**** Records supplied
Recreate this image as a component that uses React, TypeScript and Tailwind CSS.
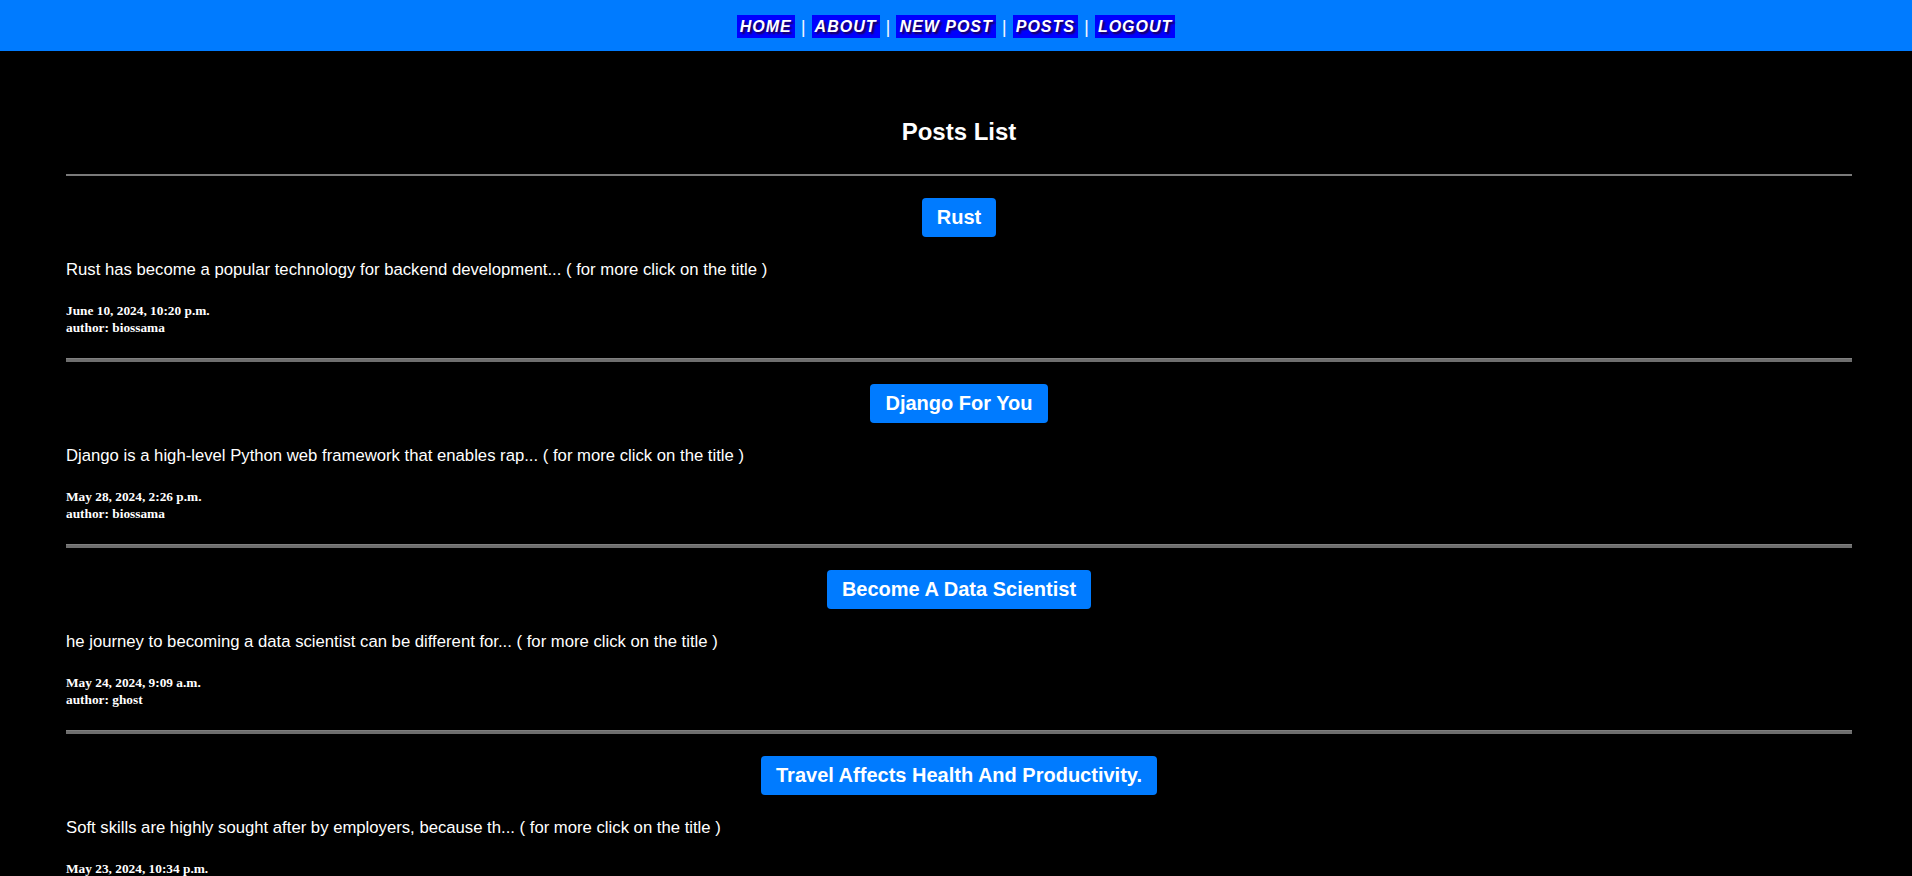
import React from "react";

const posts = [
  {
    title: "Rust",
    body: "Rust has become a popular technology for backend development... ( for more click on the title )",
    date: "June 10, 2024, 10:20 p.m.",
    author: "biossama",
  },
  {
    title: "Django For You",
    body: "Django is a high-level Python web framework that enables rap... ( for more click on the title )",
    date: "May 28, 2024, 2:26 p.m.",
    author: "biossama",
  },
  {
    title: "Become A Data Scientist",
    body: "he journey to becoming a data scientist can be different for... ( for more click on the title )",
    date: "May 24, 2024, 9:09 a.m.",
    author: "ghost",
  },
  {
    title: "Travel Affects Health And Productivity.",
    body: "Soft skills are highly sought after by employers, because th... ( for more click on the title )",
    date: "May 23, 2024, 10:34 p.m.",
    author: "biossama",
  },
];

const links = ["HOME", "ABOUT", "NEW POST", "POSTS", "LOGOUT"];

export default function App() {
  return (
    <div className="min-h-screen bg-black text-white font-['Liberation_Sans',Arial,sans-serif]">
      <nav className="h-[51px] bg-[#007bff] flex justify-center items-start pt-[15px]">
        {links.map((l, i) => (
          <React.Fragment key={l}>
            {i > 0 && (
              <span className="mx-[6px] text-[#eef4ff] text-[19px] leading-[23px]">|</span>
            )}
            <a className="bg-[#0000ff] text-white font-bold italic text-[16px] leading-[23px] h-[23px] px-[3px] tracking-[1px] [text-shadow:2px_2px_2px_#220044]">
              {l}
            </a>
          </React.Fragment>
        ))}
      </nav>
      <main className="pl-[66px] pr-[60px]">
        <h1 className="text-center font-bold text-[24px] leading-[28px] pt-[67px] pb-[28px]">
          Posts List
        </h1>
        <div className="h-[2px] bg-[#7a7a7a]" />
        {posts.map((p) => (
          <div key={p.title}>
            <div className="pt-[22px] flex justify-center">
              <a className="bg-[#007bff] rounded-[4px] text-white font-bold text-[20px] leading-[23px] px-[15px] py-[8px]">
                {p.title}
              </a>
            </div>
            <p className="mt-[24px] text-[16.7px] leading-[18px]">{p.body}</p>
            <div className="mt-[24px] mb-[22px] font-['Liberation_Serif','Times_New_Roman',serif] font-bold text-[13.33px] leading-[16.5px]">
              <div>{p.date}</div>
              <div>author: {p.author}</div>
            </div>
            <div className="h-[4px] bg-[#6e6e6e] border-t border-[#808080]" />
          </div>
        ))}
      </main>
    </div>
  );
}
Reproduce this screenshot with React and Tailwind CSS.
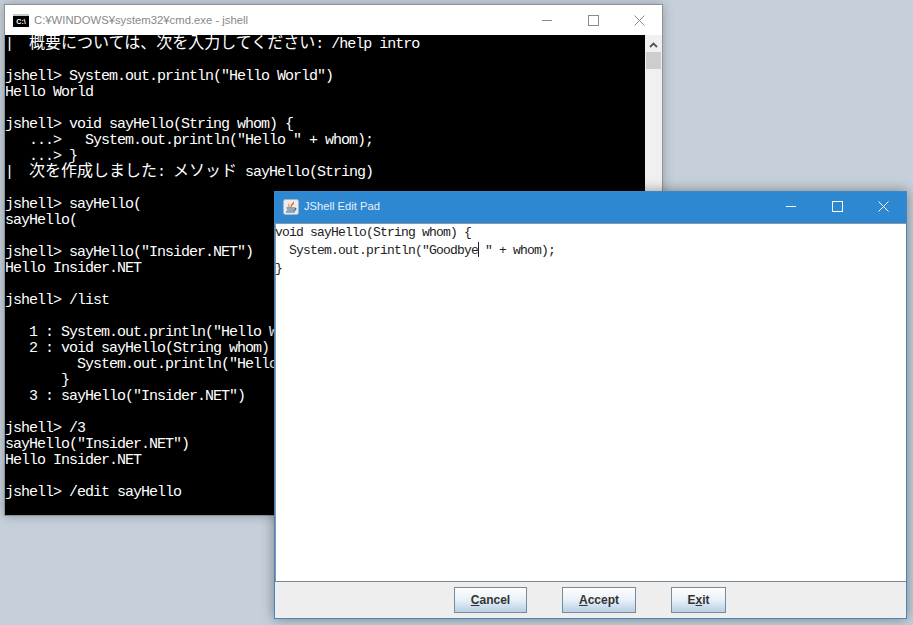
const terminalLines = [
  <>|  <Jp>概要については、次を入力してください</Jp>: /help intro</>,
  '',
  'jshell> System.out.println("Hello World")',
  'Hello World',
  '',
  'jshell> void sayHello(String whom) {',
  '   ...>   System.out.println("Hello " + whom);',
  '   ...> }',
  <>|  <Jp>次を作成しました</Jp>: <Jp>メソッド</Jp> sayHello(String)</>,
  '',
  'jshell> sayHello(',
  'sayHello(',
  '',
  'jshell> sayHello("Insider.NET")',
  'Hello Insider.NET',
  '',
  'jshell> /list',
  '',
  '   1 : System.out.println("Hello World")',
  '   2 : void sayHello(String whom) {',
  '         System.out.println("Hello " + whom);',
  '       }',
  '   3 : sayHello("Insider.NET")',
  '',
  'jshell> /3',
  'sayHello("Insider.NET")',
  'Hello Insider.NET',
  '',
  'jshell> /edit sayHello',
  '',
];

function Jp({ children }) {
  return <span className="font-['Noto_Sans_CJK_JP',sans-serif] text-[16px] leading-[10px] tracking-normal">{children}</span>;
}

function CmdIcon() {
  return (
    <div className="w-4 h-[13px] bg-black border-t-2 border-[#c8c8c8] flex items-center justify-center overflow-hidden">
      <span className="text-white text-[7px] leading-none font-bold font-['Liberation_Sans',sans-serif]">C:\</span>
    </div>
  );
}

function JavaIcon() {
  return (
    <svg width="16" height="16" viewBox="0 0 16 16">
      <rect x="0.5" y="0.5" width="15" height="15" rx="2" fill="#ececec" stroke="#a9b4c0" />
      <path d="M10.5 2 C11 4 8 4.5 7.5 7 C7.2 8 8 8.5 8.5 8.5 C8 7 10.5 6 11 4 C11.2 3.2 11 2.5 10.5 2 Z" fill="#e8641e" />
      <path d="M6 4.5 C5 6 5.5 7.5 6.5 8.2" stroke="#f0a060" strokeWidth="1.2" fill="none" />
      <path d="M3.5 9 H11 M4 11 H10.5 M3 13 H12 M11 9 C13.5 9 13.5 11.2 10.5 11.4" stroke="#33648e" strokeWidth="1.2" fill="none" />
    </svg>
  );
}

// min / max / close glyphs, same for both windows apart from colour
function WindowControls({ lineClass, borderClass, strokeColor }) {
  return (
    <div className="ml-auto flex items-center">
      <div className="w-[46px] flex justify-center"><div className={`w-[10px] h-px ${lineClass}`} /></div>
      <div className="w-[46px] flex justify-center"><div className={`w-[11px] h-[11px] border ${borderClass}`} /></div>
      <div className="w-[46px] flex justify-center">
        <svg width="11" height="11" viewBox="0 0 11 11">
          <path d="M0.5 0.5 L10.5 10.5 M10.5 0.5 L0.5 10.5" stroke={strokeColor} strokeWidth="1" fill="none" />
        </svg>
      </div>
    </div>
  );
}

function JavaButton({ width, children }) {
  return (
    <button className={`${width} h-[26px] border border-[#7a8a99] bg-gradient-to-b from-white via-[#e8f0f8] to-[#b8cfe5] text-[12px] font-bold text-[#333333] font-['Liberation_Sans',sans-serif]`}>
      {children}
    </button>
  );
}

export default function App() {
  return (
    <div className="relative w-[913px] h-[625px] overflow-hidden bg-[#c6d0da]">
      {/* console window */}
      <div className="absolute left-[4px] top-[4px] w-[659px] h-[512px] border border-[#8d9298] bg-white shadow-[0_0_10px_rgba(0,0,0,0.25)] flex flex-col">
        <div className="h-[30px] flex items-center pl-[8px] shrink-0">
          <CmdIcon />
          <span className="ml-[5px] text-[11.3px] text-[#888888] font-['Liberation_Sans',sans-serif]">C:¥WINDOWS¥system32¥cmd.exe - jshell</span>
          <WindowControls lineClass="bg-[#8a8a8a]" borderClass="border-[#8a8a8a]" strokeColor="#8a8a8a" />
        </div>
        <div className="flex-1 flex min-h-0">
          <div className="flex-1 bg-black text-white pt-[2px] font-['Liberation_Mono',monospace] text-[15px] tracking-[-1px] overflow-hidden">
            {terminalLines.map((line, i) => (
              <div key={i} className={typeof line === 'string' ? 'h-4 leading-4 whitespace-pre' : 'h-4 leading-4 whitespace-pre -mt-px mb-px'}>{line}</div>
            ))}
          </div>
          <div className="w-[17px] bg-[#f0f0f0] flex flex-col items-center">
            <svg width="9" height="6" viewBox="0 0 9 6" className="mt-[7px]">
              <path d="M1 5 L4.5 1.5 L8 5" stroke="#555555" strokeWidth="1.8" fill="none" />
            </svg>
            <div className="w-[15px] h-[17px] mt-[4px] bg-[#cdcdcd]" />
          </div>
        </div>
      </div>

      {/* edit pad window */}
      <div className="absolute left-[274px] top-[191px] w-[633px] h-[428px] border border-[#3f88c5] bg-[#eeeeee] shadow-[0_0_12px_rgba(0,0,0,0.4)] flex flex-col">
        <div className="h-[31px] bg-[#2d87d1] flex items-center pl-[8px] pb-[2px] shrink-0">
          <JavaIcon />
          <span className="ml-[5px] text-[11.2px] text-[#e8f2fb] font-['Liberation_Sans',sans-serif]">JShell Edit Pad</span>
          <WindowControls lineClass="bg-white" borderClass="border-white" strokeColor="#ffffff" />
        </div>
        <div className="flex-1 bg-white border-t border-[#8a96a3] shadow-[inset_1px_0_0_#8a96a3] font-['Liberation_Mono',monospace] text-[13px] tracking-[-0.8px] text-[#222222]">
          <div className="h-[18px] leading-[18px] whitespace-pre">void sayHello(String whom) {'{'}</div>
          <div className="h-[18px] leading-[18px] whitespace-pre">  System.out.println("Goodbye<span className="inline-block w-px -mr-px h-[15px] align-[-3px] bg-[#222222]" /> " + whom);</div>
          <div className="h-[18px] leading-[18px] whitespace-pre">{'}'}</div>
        </div>
        <div className="h-[37px] border-t border-[#7a8a99] flex items-center justify-center gap-[35px] shrink-0 pr-[1px]">
          <JavaButton width="w-[73px]"><u>C</u>ancel</JavaButton>
          <JavaButton width="w-[74px]"><u>A</u>ccept</JavaButton>
          <JavaButton width="w-[55px]">E<u>x</u>it</JavaButton>
        </div>
      </div>
    </div>
  );
}
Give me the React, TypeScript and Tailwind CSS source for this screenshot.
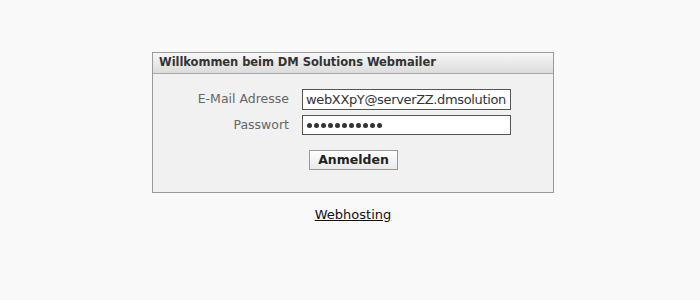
export default function App() {
  const font = { fontFamily: '"DejaVu Sans", Verdana, sans-serif' };
  const dots = Array.from({ length: 11 });
  return (
    <div className="w-[700px] h-[300px] bg-[#f9f9f9] overflow-hidden" style={font}>
      <div className="pt-[52px] pl-[152px]">
        <div className="w-[402px] h-[141px] border border-[#9a9a9a] bg-[#f1f1f1] flex flex-col">
          <div className="h-[21px] border-b border-[#a9a9a9] bg-gradient-to-b from-[#f7f7f7] to-[#dcdcdc] pl-[6px] flex items-center">
            <span className="text-[11.5px] font-bold text-[#333] tracking-[-0.05px]">Willkommen beim DM Solutions Webmailer</span>
          </div>
          <div className="flex flex-col pt-[15px]">
            <div className="flex items-center h-[21px]">
              <label className="w-[136px] text-right text-[12.5px] text-[#666]">E-Mail Adresse</label>
              <div className="ml-[13px] w-[209px] h-[21px] border border-[#555] bg-white flex items-center pl-[3px] text-[13px] text-[#333] overflow-hidden whitespace-nowrap tracking-[-0.35px]">webXXpY@serverZZ.dmsolution</div>
            </div>
            <div className="flex items-center h-[20px] mt-[5px]">
              <label className="w-[136px] text-right text-[12.5px] text-[#666]">Passwort</label>
              <div className="ml-[13px] w-[209px] h-[20px] border border-[#555] bg-white flex items-center pl-[4px] gap-[2px]">
                {dots.map((_, i) => (
                  <span key={i} className="w-[5px] h-[5px] rounded-full bg-[#333]" />
                ))}
              </div>
            </div>
            <div className="flex pl-[156px] mt-[15px]">
              <button className="w-[89px] h-[20px] border border-[#999] bg-gradient-to-b from-white to-[#e9e9e9] text-[12.5px] font-bold text-[#222] flex items-center justify-center" style={font}>Anmelden</button>
            </div>
          </div>
        </div>
        <div className="w-[402px] flex justify-center mt-[12px]">
          <a className="text-[13px] text-[#111] underline">Webhosting</a>
        </div>
      </div>
    </div>
  );
}
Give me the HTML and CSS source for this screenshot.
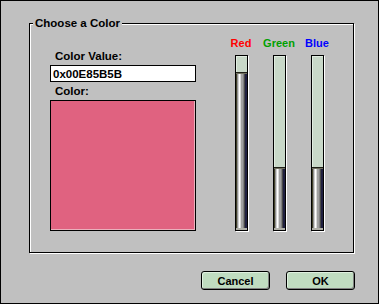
FILE: index.html
```html
<!DOCTYPE html>
<html lang="en">
<head>
    <meta charset="UTF-8">
    <title>Choose a Color</title>
    <link rel="stylesheet" href="styles.css">
</head>
<body>
    <div class="window">
        <div class="group">
            <span class="group-title">Choose a Color</span>
            <div class="color-col">
                <div class="label">Color Value:</div>
                <input class="value-input" type="text" value="0x00E85B5B">
                <div class="label label-color">Color:</div>
                <div class="swatch"></div>
            </div>
            <div class="sliders">
                <div class="slider">
                    <div class="slider-label red">Red</div>
                    <div class="track"><div class="fill" style="height: 91%"></div></div>
                </div>
                <div class="slider">
                    <div class="slider-label green">Green</div>
                    <div class="track"><div class="fill" style="height: 36%"></div></div>
                </div>
                <div class="slider">
                    <div class="slider-label blue">Blue</div>
                    <div class="track"><div class="fill" style="height: 36%"></div></div>
                </div>
            </div>
        </div>
        <div class="buttons">
            <button class="button">Cancel</button>
            <button class="button">OK</button>
        </div>
    </div>
</body>
</html>
```

FILE: styles.css
```css
body {
    margin: 0;
    font-family: "Liberation Sans", Arial, sans-serif;
    font-size: 11px;
    font-weight: bold;
    color: #000;
}
.window {
    width: 379px;
    height: 304px;
    box-sizing: border-box;
    border: 1px solid #000;
    background: #c0c0c0;
    padding: 22px 0 0 28px;
}
.group {
    position: relative;
    display: flex;
    align-items: flex-start;
    width: 325px;
    height: 230px;
    box-sizing: border-box;
    padding-left: 20px;
    border: 1px solid #000;
    box-shadow: 1px 1px 0 #fff, inset 1px 1px 0 #fff;
}
.group-title {
    position: absolute;
    top: -7px;
    left: 3px;
    padding: 0 2px;
    font-size: 11.5px;
    line-height: 13px;
    background: #c0c0c0;
}
.color-col {
    width: 146px;
    padding-top: 26px;
}
.label {
    padding-left: 5px;
    font-size: 11.5px;
    line-height: 13px;
}
.label-color {
    margin-top: 3px;
}
.value-input {
    display: block;
    box-sizing: border-box;
    width: 146px;
    height: 17px;
    margin: 2px 0 0;
    padding: 0 0 0 2px;
    border: 1px solid #000;
    background: #fff;
    font: inherit;
    font-size: 11.5px;
    outline: none;
}
.swatch {
    height: 131px;
    margin-top: 2px;
    box-sizing: border-box;
    border: 1px solid #000;
    background: #e06280;
    box-shadow: inset -1px -1px 0 #eab0bc;
}
.sliders {
    display: flex;
    margin-left: 26px;
    padding-top: 13px;
}
.slider {
    display: flex;
    flex-direction: column;
    align-items: center;
    width: 38px;
}
.slider-label {
    line-height: 13px;
    margin-bottom: 5px;
}
.red {
    color: #ff0000;
}
.green {
    color: #00a000;
}
.blue {
    color: #0000ff;
}
.track {
    display: flex;
    flex-direction: column;
    justify-content: flex-end;
    width: 13px;
    height: 176px;
    box-sizing: border-box;
    border: 1px solid #000;
    background: #c8d8c8;
    box-shadow: 1px 1px 0 #fff, inset 1px 1px 0 #e0ece0;
}
.fill {
    box-sizing: border-box;
    border-top: 1px solid #202018;
    border-bottom: 2px solid #b0b0a8;
    background: linear-gradient(to right,
        #404028 0, #404028 1px,
        #909090 1px, #909090 2px,
        #d0d0d0 2px, #d0d0d0 3px,
        #ffffff 3px, #ffffff 4px,
        #d8d8d8 4px, #d8d8d8 5px,
        #a0a0a0 5px, #a0a0a0 7px,
        #808080 7px, #808080 8px,
        #484848 8px, #484848 9px,
        #202040 9px, #202040 11px);
    box-shadow: inset 0 1px 0 #707060;
}
.buttons {
    display: flex;
    justify-content: flex-end;
    gap: 16px;
    margin-top: 18px;
    padding-right: 23px;
}
.button {
    width: 69px;
    height: 19px;
    padding: 0;
    border: 1px solid #000;
    border-radius: 3px;
    background: #c0dcc0;
    box-shadow: inset -1px -1px 0 #808080, inset 1px 1px 0 #e0f0e0;
    font: inherit;
    color: #000;
    cursor: pointer;
}
```
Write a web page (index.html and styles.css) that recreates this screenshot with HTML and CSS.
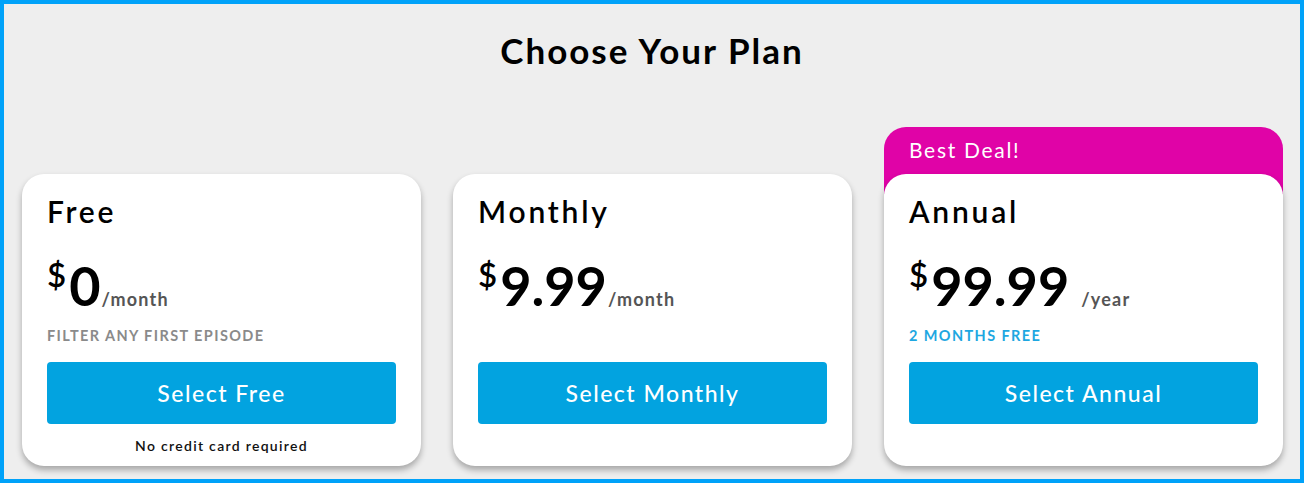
********
From the data, collect all lines where the string "React" appears.

# Response to the exercise
Recreate this image as a component that uses React, TypeScript and Tailwind CSS.
import React from "react";
          <React.Fragment key={l}>
          </React.Fragment>
Reproduce this screenshot with React and Tailwind CSS.
Give me the React, TypeScript and Tailwind CSS source for this screenshot.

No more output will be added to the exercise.